Большую по объему статью о К. Аксакове справедливее было бы отнести к жанру биографического очерка с вкраплениями в него размышлений историософической направленности. Автор охватывает этапы жизни и творчества славянофила, не оставляя без внимания даже обстоятельства его рождения и воспитания. С любовью пишет о предках К. Аксакова, особо подчеркивает материнскую «начинку» характера и темперамента будущего пламенного публициста. Параллельно выделяет в его наследии именно то, что со временем не потеряло своего значения, – исторические опыты. Не будучи профессиональным историком, но наделенный полемическим задором, К. Аксаков как бы расшатал господствовавшее в то время течение исторической мысли. Он создал фундамент, способ мысли, «которые стали с той поры железным инвентарем национально-почвенной историософии славянофильства». К. Аксаков впервые в лапидарной форме дал «общую характеристику духа русского народа и его истории».
К. И. Зайцев трезво оценивает идеи славянофила: «Не разделим мы с ним той силы негодования, которая подымала его против Петра, и его анафематствования Петербурга. Не разделим и того упрощенно-идиллического восприятия древней Руси, которое облегчало ему его полемику с Петровской Россией. Далеки мы от возвеличивания общинного начала в русском земельном строе. А главное, далеки мы от той детски-оптимисти-ческой оценки “народа”, которая вдохновляла славянофилов на борьбу с петровской Россией и делала их оппозиционерами российской Императорской власти».

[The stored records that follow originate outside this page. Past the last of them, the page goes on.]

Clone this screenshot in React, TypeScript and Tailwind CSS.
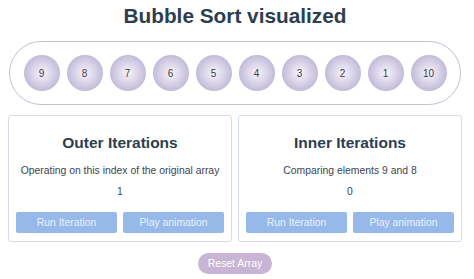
import React from "react";

const nums = [9, 8, 7, 6, 5, 4, 3, 2, 1, 10];

function Card({ title, desc, value }: { title: string; desc: string; value: string }) {
  return (
    <div className="flex-1 flex flex-col items-center border border-[#d3dce8] rounded-[3px] pt-[17px] pb-[8px] px-[7px] bg-white">
      <div className="h-[20px] flex items-center justify-center text-[15.5px] font-bold text-[#2c3e50]">{title}</div>
      <div className="mt-[10px] h-[16px] flex items-center justify-center text-[10.4px] text-[#3d4550]">{desc}</div>
      <div className="mt-[5px] h-[16px] flex items-center justify-center text-[10.4px] text-[#3d4550]">{value}</div>
      <div className="mt-[12px] w-full flex gap-[6px]">
        <button className="flex-1 h-[21px] rounded-[2px] bg-[#97b9e9] text-[#eaf1fb] text-[10.4px] flex items-center justify-center">Run Iteration</button>
        <button className="flex-1 h-[21px] rounded-[2px] bg-[#97b9e9] text-[#eaf1fb] text-[10.4px] flex items-center justify-center">Play animation</button>
      </div>
    </div>
  );
}

export default function App() {
  return (
    <div className="w-[470px] h-[279px] bg-white flex flex-col" style={{ fontFamily: '"Liberation Sans", Arial, sans-serif' }}>
      <div className="h-[32px] flex items-center justify-center text-[20.8px] font-bold text-[#2c3e50]">Bubble Sort visualized</div>
      <div className="mt-[9px] mx-[9px] h-[64px] rounded-full border-[1.5px] border-[#bac4d3] flex items-center justify-center gap-[7px]">
        {nums.map((n) => (
          <div
            key={n}
            className="w-[36px] h-[36px] rounded-full flex items-center justify-center text-[10px] text-[#3a3a48] bg-[radial-gradient(circle,#f8f4fa_0%,#d6d0e6_45%,#a9a3cb_100%)]"
          >
            {n}
          </div>
        ))}
      </div>
      <div className="mt-[10px] px-[8px] flex gap-[6px]">
        <Card title="Outer Iterations" desc="Operating on this index of the original array" value="1" />
        <Card title="Inner Iterations" desc="Comparing elements 9 and 8" value="0" />
      </div>
      <div className="mt-[11px] flex justify-center">
        <button className="w-[74px] h-[21px] rounded-full bg-[#c8b4d4] text-white text-[10.4px] flex items-center justify-center">Reset Array</button>
      </div>
    </div>
  );
}
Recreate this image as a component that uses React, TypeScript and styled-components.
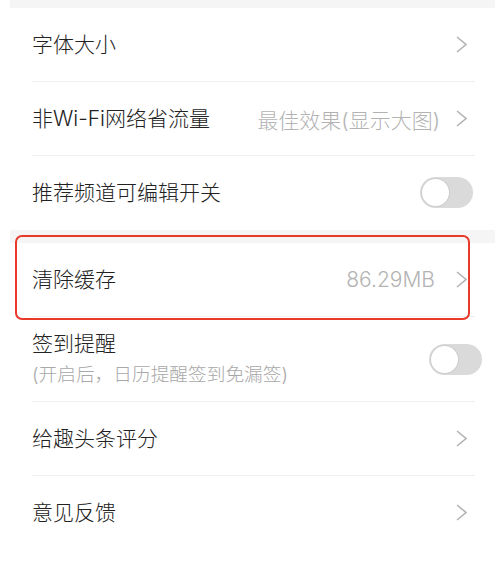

К. Аксаков признавался, что объект его бескорыстного служения – Истина и Отечество. Но всегда ли в унисон говорят истина и отечество? Для восторженного славянофила «отечество» в вопросе обладания Истиной сливалось с «народом», покрывалось «народом» – и именно простым народом. Вот такого двусмысленного «народничества», безоглядного «народолюбия» К. И. Зайцев не приемлет в Аксакове, не приемлет именно то, что славянофилы «идеализировали народ и создавали из него кумира, ища в нем сосредоточения Истины». И все же, несмотря на народнический утопизм, К. Аксаков современен, ему принадлежат «золотые мысли», «которые до сих пор остаются программными лозунгами русского национального самосознания».
Очерк «Памяти Константина Аксакова» и двумя годами ранее напечатанная юбилейная статья «Глеб Успенский» близки по проблематике. «Тот, кто не знаком с Успенским, не может сказать, что он знает русскую литературу» – таков тезис К. И. Зайцева, который, в свою очередь, перерастает в мысль о том, что «не только, однако, не может сказать о себе тот, кто не знаком с Успенским, что он знает русскую литературу: не сможет он сказать, что знает и русскую действительность!» И если К. Аксаков дал формулу русского национального самосознания, то Г. Успенский – самое очевидное воплощение «болезни русской совести», «которая угнетала и поедала лучшие душевные силы русской интеллигенции второй половины девятнадцатого века».